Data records
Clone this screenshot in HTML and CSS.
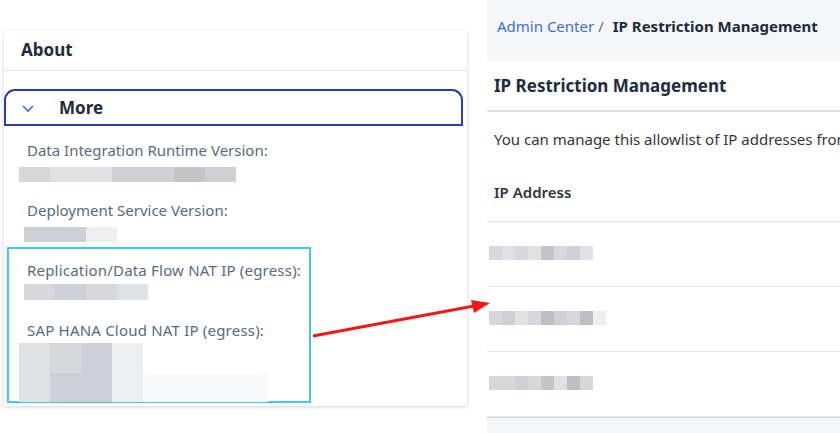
FILE: index.html
```html
<!DOCTYPE html>
<html lang="en">
<head>
    <meta charset="UTF-8">
    <meta name="viewport" content="width=device-width, initial-scale=1.0">
    <title>About - IP Restriction Management</title>
    <link rel="stylesheet" href="styles.css">
</head>
<body>
    <div class="left">
        <div class="card">
            <div class="card-head">About</div>
            <div class="card-body">
                <div class="more">
                    <svg class="chevron" width="12" height="8" viewBox="0 0 12 8">
                        <path d="M1.5 1.5 L6 6 L10.5 1.5" fill="none" stroke="#3b6fd6" stroke-width="1.6" stroke-linecap="round"/>
                    </svg>
                    <span>More</span>
                </div>

                <div class="label first">Data Integration Runtime Version:</div>
                <div class="blur bar-runtime">
                    <i class="s2"></i><i class="s1"></i><i class="s1"></i><i class="s3"></i><i class="s3"></i><i class="s5"></i><i class="s3"></i>
                </div>

                <div class="label">Deployment Service Version:</div>
                <div class="blur bar-deploy">
                    <i class="s3"></i><i class="s3"></i><i class="s0"></i>
                </div>

                <div class="highlight">
                    <div class="label wide">Replication/Data Flow NAT IP (egress):</div>
                    <div class="blur bar-repl">
                        <i class="s2"></i><i class="s3"></i><i class="s2"></i><i class="s1"></i>
                    </div>

                    <div class="label wide">SAP HANA Cloud NAT IP (egress):</div>
                    <div class="blur-big">
                        <div class="blur-col"><i class="s1"></i><i class="s1"></i></div>
                        <div class="blur-col"><i class="s2"></i><i class="s3"></i></div>
                        <div class="blur-col"><i class="s3"></i><i class="s3"></i></div>
                        <div class="blur-col"><i class="s0"></i><i class="s0"></i></div>
                        <div class="blur-tail"></div>
                    </div>
                </div>
            </div>
        </div>
    </div>

    <div class="right">
        <div class="breadcrumb">
            <a class="crumb-link">Admin Center</a><span class="crumb-sep">/</span><span class="crumb-current">IP Restriction Management</span>
        </div>
        <div class="page">
            <h2 class="page-title">IP Restriction Management</h2>
            <p class="page-desc">You can manage this allowlist of IP addresses from</p>
            <div class="table-head">IP Address</div>
            <div class="row">
                <div class="blur">
                    <i class="s2"></i><i class="s1"></i><i class="s2"></i><i class="s1"></i><i class="s5"></i><i class="s2"></i><i class="s3"></i><i class="s1"></i>
                </div>
            </div>
            <div class="row">
                <div class="blur">
                    <i class="s2"></i><i class="s3"></i><i class="s1"></i><i class="s2"></i><i class="s4"></i><i class="s3"></i><i class="s2"></i><i class="s4"></i><i class="s0"></i>
                </div>
            </div>
            <div class="row">
                <div class="blur">
                    <i class="s2"></i><i class="s2"></i><i class="s3"></i><i class="s2"></i><i class="s5"></i><i class="s1"></i><i class="s4"></i><i class="s2"></i>
                </div>
            </div>
            <div class="page-foot"></div>
        </div>
    </div>

    <svg class="arrow" width="840" height="433" viewBox="0 0 840 433">
        <line x1="313" y1="336" x2="474" y2="306" stroke="#f01818" stroke-width="3"/>
        <polygon points="490,303 471,300 474,313" fill="#f01818"/>
    </svg>
</body>
</html>
```

FILE: styles.css
```css
:root {
    --text: #32363a;
    --title: #1d2d3e;
    --label: #556b82;
    --link: #3b6fd6;
    --line: #e4e6e9;
    --shell: #f5f6f7;
}

* {
    box-sizing: border-box;
}

body {
    margin: 0;
    width: 840px;
    height: 433px;
    overflow: hidden;
    display: flex;
    background: #fff;
    font-family: 'Noto Sans', 'Open Sans', sans-serif;
    color: var(--text);
    position: relative;
}

/* left: about card */

.left {
    width: 487px;
    flex-shrink: 0;
    padding: 31px 0 0 4px;
}

.card {
    width: 463px;
    height: 375px;
    background: #fff;
    box-shadow: 0 1px 4px rgba(0, 0, 0, 0.18);
}

.card-head {
    height: 40px;
    padding: 0 0 3px 17px;
    display: flex;
    align-items: center;
    border-bottom: 1px solid #e2e2e2;
    font-size: 17px;
    font-weight: 700;
    color: var(--title);
}

.card-body {
    padding-top: 18px;
}

.more {
    height: 37px;
    margin-right: 4px;
    border: 2px solid #2b3fa8;
    border-radius: 11px 11px 0 0;
    display: flex;
    align-items: center;
    padding-left: 16px;
    font-size: 17px;
    font-weight: 700;
    color: var(--title);
}

.more span {
    margin-left: 25px;
}

.chevron {
    margin-top: 2px;
}

.label {
    padding-left: 23px;
    font-size: 15px;
    line-height: 20px;
    color: var(--label);
    white-space: nowrap;
}

.label.first {
    margin-top: 14px;
}

.label.wide {
    letter-spacing: 0.2px;
}

.blur {
    display: flex;
    height: 15px;
}

.blur i {
    display: block;
    width: 31px;
    height: 100%;
}

.s0 { background: #eceef0; }
.s1 { background: #dfe2e5; }
.s2 { background: #d6d8db; }
.s3 { background: #cdd0d4; }
.s4 { background: #bcc0c6; }
.s5 { background: #c3c5c9; }

.bar-runtime {
    margin: 7px 0 18px 15px;
}

.bar-deploy {
    margin: 7px 0 0 20px;
}

.highlight {
    width: 304px;
    height: 156px;
    margin: 5px 0 0 3px;
    border: 2px solid #45c4ee;
    padding-top: 11px;
}

.highlight .label {
    padding-left: 18px;
}

.bar-repl {
    height: 16px;
    margin: 4px 0 20px 15px;
}

.blur-big {
    display: flex;
    height: 59px;
    margin: 3px 0 0 10px;
}

.blur-col {
    width: 31px;
    display: flex;
    flex-direction: column;
}

.blur-col i {
    display: block;
    flex: 1;
}

.blur-tail {
    width: 125px;
    height: 29px;
    margin-top: 30px;
    background: #f7f9fb;
}

/* right: ip restriction page */

.right {
    flex: 1;
    overflow: hidden;
    white-space: nowrap;
    display: flex;
    flex-direction: column;
}

.breadcrumb {
    height: 61px;
    background: var(--shell);
    padding: 16px 0 0 10px;
    font-size: 15px;
    line-height: 20px;
}

.crumb-link {
    color: var(--link);
}

.crumb-sep {
    color: #6a6d70;
    margin: 0 9px 0 4px;
}

.crumb-current {
    font-weight: 700;
    color: var(--title);
}

.page {
    flex: 1;
    display: flex;
    flex-direction: column;
}

.page-title {
    margin: 0;
    height: 51px;
    padding: 13px 0 0 7px;
    font-size: 17px;
    line-height: 24px;
    font-weight: 700;
    color: var(--title);
    border-bottom: 2px solid #dcdfe3;
}

.page-desc {
    margin: 0;
    padding: 17px 0 0 7px;
    height: 58px;
    font-size: 15px;
    line-height: 20px;
}

.table-head {
    height: 52px;
    padding: 12px 0 0 7px;
    font-size: 15px;
    line-height: 20px;
    font-weight: 600;
    border-bottom: 1px solid var(--line);
}

.row {
    height: 65px;
    padding: 24px 0 0 2px;
    border-bottom: 1px solid var(--line);
}

.row .blur {
    height: 14px;
}

.row .blur i {
    width: 13px;
}

.page-foot {
    flex: 1;
    background: var(--shell);
    border-top: 1px solid #d5d9de;
}

/* annotation arrow over both panels */

.arrow {
    position: absolute;
    left: 0;
    top: 0;
    pointer-events: none;
}
```
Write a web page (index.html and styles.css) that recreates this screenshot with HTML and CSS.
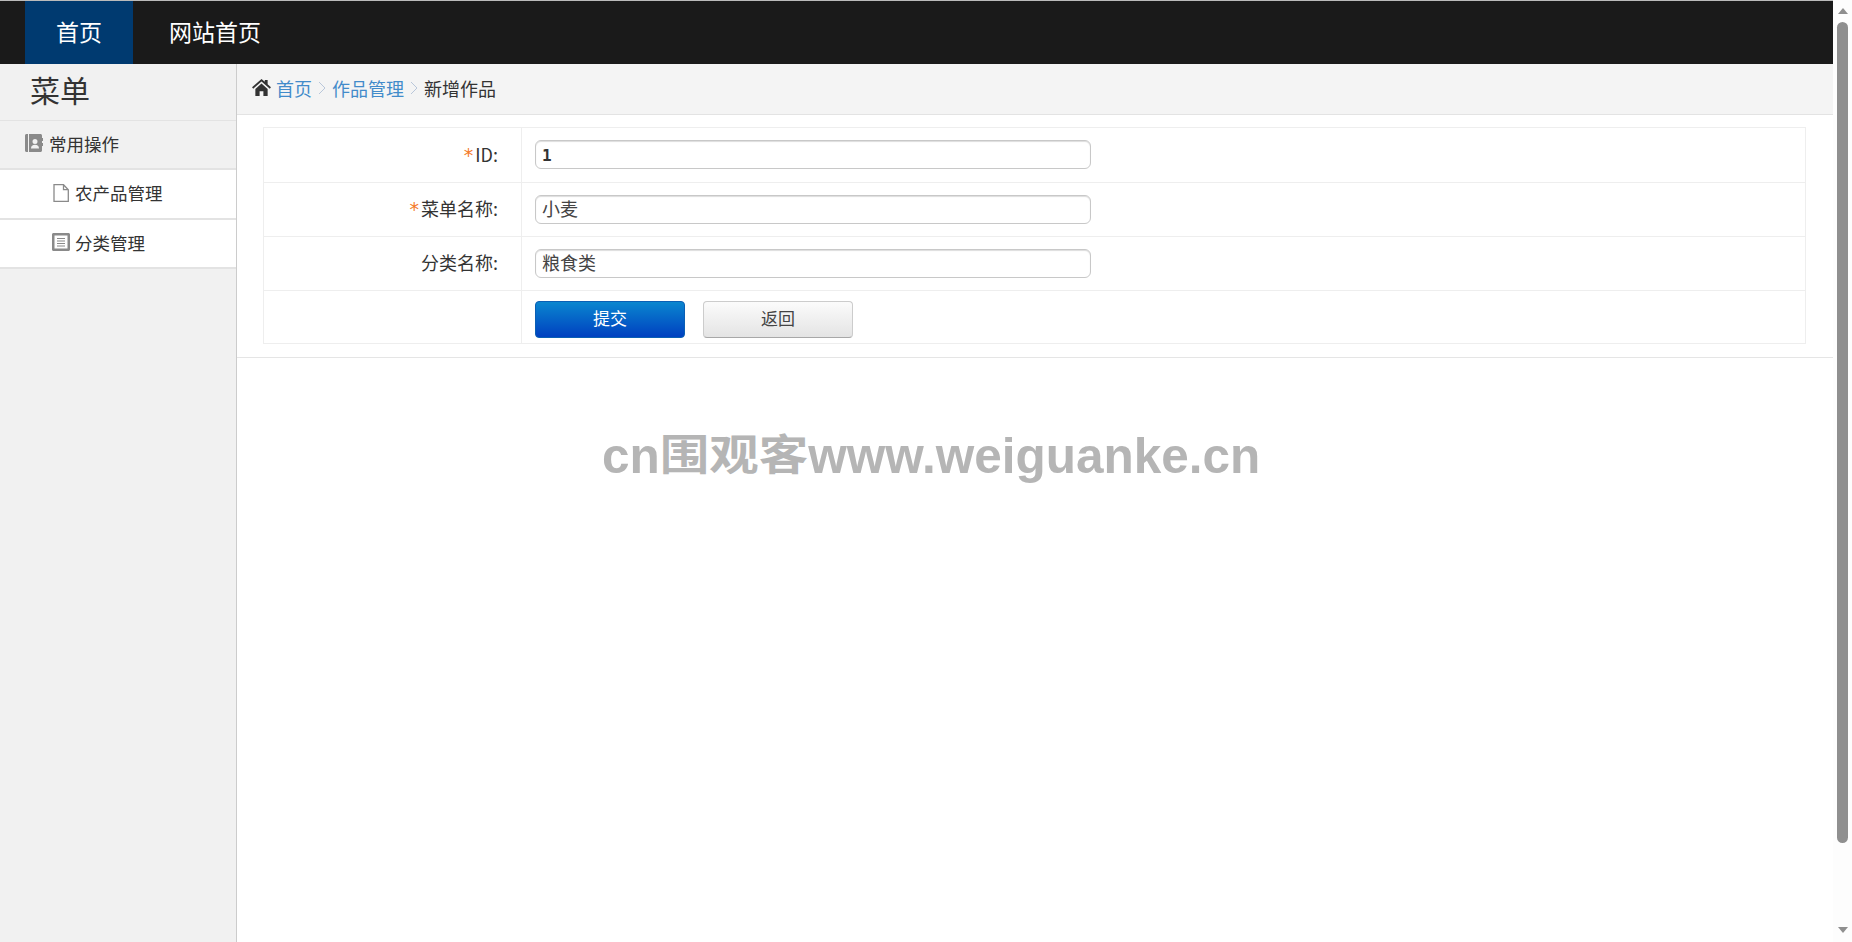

Goal of the exercise ▸
Pictures in the records above are left out; print everything else exactly as written.

Expected answer ▸
Clone this screenshot in HTML and CSS.
FILE: index.html
```html
<!DOCTYPE html>
<html lang="en">
<head>
    <meta charset="UTF-8">
    <meta name="viewport" content="width=device-width, initial-scale=1.0">
    <title>About - IP Restriction Management</title>
    <link rel="stylesheet" href="styles.css">
</head>
<body>
    <div class="left">
        <div class="card">
            <div class="card-head">About</div>
            <div class="card-body">
                <div class="more">
                    <svg class="chevron" width="12" height="8" viewBox="0 0 12 8">
                        <path d="M1.5 1.5 L6 6 L10.5 1.5" fill="none" stroke="#3b6fd6" stroke-width="1.6" stroke-linecap="round"/>
                    </svg>
                    <span>More</span>
                </div>

                <div class="label first">Data Integration Runtime Version:</div>
                <div class="blur bar-runtime">
                    <i class="s2"></i><i class="s1"></i><i class="s1"></i><i class="s3"></i><i class="s3"></i><i class="s5"></i><i class="s3"></i>
                </div>

                <div class="label">Deployment Service Version:</div>
                <div class="blur bar-deploy">
                    <i class="s3"></i><i class="s3"></i><i class="s0"></i>
                </div>

                <div class="highlight">
                    <div class="label wide">Replication/Data Flow NAT IP (egress):</div>
                    <div class="blur bar-repl">
                        <i class="s2"></i><i class="s3"></i><i class="s2"></i><i class="s1"></i>
                    </div>

                    <div class="label wide">SAP HANA Cloud NAT IP (egress):</div>
                    <div class="blur-big">
                        <div class="blur-col"><i class="s1"></i><i class="s1"></i></div>
                        <div class="blur-col"><i class="s2"></i><i class="s3"></i></div>
                        <div class="blur-col"><i class="s3"></i><i class="s3"></i></div>
                        <div class="blur-col"><i class="s0"></i><i class="s0"></i></div>
                        <div class="blur-tail"></div>
                    </div>
                </div>
            </div>
        </div>
    </div>

    <div class="right">
        <div class="breadcrumb">
            <a class="crumb-link">Admin Center</a><span class="crumb-sep">/</span><span class="crumb-current">IP Restriction Management</span>
        </div>
        <div class="page">
            <h2 class="page-title">IP Restriction Management</h2>
            <p class="page-desc">You can manage this allowlist of IP addresses from</p>
            <div class="table-head">IP Address</div>
            <div class="row">
                <div class="blur">
                    <i class="s2"></i><i class="s1"></i><i class="s2"></i><i class="s1"></i><i class="s5"></i><i class="s2"></i><i class="s3"></i><i class="s1"></i>
                </div>
            </div>
            <div class="row">
                <div class="blur">
                    <i class="s2"></i><i class="s3"></i><i class="s1"></i><i class="s2"></i><i class="s4"></i><i class="s3"></i><i class="s2"></i><i class="s4"></i><i class="s0"></i>
                </div>
            </div>
            <div class="row">
                <div class="blur">
                    <i class="s2"></i><i class="s2"></i><i class="s3"></i><i class="s2"></i><i class="s5"></i><i class="s1"></i><i class="s4"></i><i class="s2"></i>
                </div>
            </div>
            <div class="page-foot"></div>
        </div>
    </div>

    <svg class="arrow" width="840" height="433" viewBox="0 0 840 433">
        <line x1="313" y1="336" x2="474" y2="306" stroke="#f01818" stroke-width="3"/>
        <polygon points="490,303 471,300 474,313" fill="#f01818"/>
    </svg>
</body>
</html>
```

FILE: styles.css
```css
:root {
    --text: #32363a;
    --title: #1d2d3e;
    --label: #556b82;
    --link: #3b6fd6;
    --line: #e4e6e9;
    --shell: #f5f6f7;
}

* {
    box-sizing: border-box;
}

body {
    margin: 0;
    width: 840px;
    height: 433px;
    overflow: hidden;
    display: flex;
    background: #fff;
    font-family: 'Noto Sans', 'Open Sans', sans-serif;
    color: var(--text);
    position: relative;
}

/* left: about card */

.left {
    width: 487px;
    flex-shrink: 0;
    padding: 31px 0 0 4px;
}

.card {
    width: 463px;
    height: 375px;
    background: #fff;
    box-shadow: 0 1px 4px rgba(0, 0, 0, 0.18);
}

.card-head {
    height: 40px;
    padding: 0 0 3px 17px;
    display: flex;
    align-items: center;
    border-bottom: 1px solid #e2e2e2;
    font-size: 17px;
    font-weight: 700;
    color: var(--title);
}

.card-body {
    padding-top: 18px;
}

.more {
    height: 37px;
    margin-right: 4px;
    border: 2px solid #2b3fa8;
    border-radius: 11px 11px 0 0;
    display: flex;
    align-items: center;
    padding-left: 16px;
    font-size: 17px;
    font-weight: 700;
    color: var(--title);
}

.more span {
    margin-left: 25px;
}

.chevron {
    margin-top: 2px;
}

.label {
    padding-left: 23px;
    font-size: 15px;
    line-height: 20px;
    color: var(--label);
    white-space: nowrap;
}

.label.first {
    margin-top: 14px;
}

.label.wide {
    letter-spacing: 0.2px;
}

.blur {
    display: flex;
    height: 15px;
}

.blur i {
    display: block;
    width: 31px;
    height: 100%;
}

.s0 { background: #eceef0; }
.s1 { background: #dfe2e5; }
.s2 { background: #d6d8db; }
.s3 { background: #cdd0d4; }
.s4 { background: #bcc0c6; }
.s5 { background: #c3c5c9; }

.bar-runtime {
    margin: 7px 0 18px 15px;
}

.bar-deploy {
    margin: 7px 0 0 20px;
}

.highlight {
    width: 304px;
    height: 156px;
    margin: 5px 0 0 3px;
    border: 2px solid #45c4ee;
    padding-top: 11px;
}

.highlight .label {
    padding-left: 18px;
}

.bar-repl {
    height: 16px;
    margin: 4px 0 20px 15px;
}

.blur-big {
    display: flex;
    height: 59px;
    margin: 3px 0 0 10px;
}

.blur-col {
    width: 31px;
    display: flex;
    flex-direction: column;
}

.blur-col i {
    display: block;
    flex: 1;
}

.blur-tail {
    width: 125px;
    height: 29px;
    margin-top: 30px;
    background: #f7f9fb;
}

/* right: ip restriction page */

.right {
    flex: 1;
    overflow: hidden;
    white-space: nowrap;
    display: flex;
    flex-direction: column;
}

.breadcrumb {
    height: 61px;
    background: var(--shell);
    padding: 16px 0 0 10px;
    font-size: 15px;
    line-height: 20px;
}

.crumb-link {
    color: var(--link);
}

.crumb-sep {
    color: #6a6d70;
    margin: 0 9px 0 4px;
}

.crumb-current {
    font-weight: 700;
    color: var(--title);
}

.page {
    flex: 1;
    display: flex;
    flex-direction: column;
}

.page-title {
    margin: 0;
    height: 51px;
    padding: 13px 0 0 7px;
    font-size: 17px;
    line-height: 24px;
    font-weight: 700;
    color: var(--title);
    border-bottom: 2px solid #dcdfe3;
}

.page-desc {
    margin: 0;
    padding: 17px 0 0 7px;
    height: 58px;
    font-size: 15px;
    line-height: 20px;
}

.table-head {
    height: 52px;
    padding: 12px 0 0 7px;
    font-size: 15px;
    line-height: 20px;
    font-weight: 600;
    border-bottom: 1px solid var(--line);
}

.row {
    height: 65px;
    padding: 24px 0 0 2px;
    border-bottom: 1px solid var(--line);
}

.row .blur {
    height: 14px;
}

.row .blur i {
    width: 13px;
}

.page-foot {
    flex: 1;
    background: var(--shell);
    border-top: 1px solid #d5d9de;
}

/* annotation arrow over both panels */

.arrow {
    position: absolute;
    left: 0;
    top: 0;
    pointer-events: none;
}
```
Write a web page (index.html and styles.css) that recreates this screenshot with HTML and CSS.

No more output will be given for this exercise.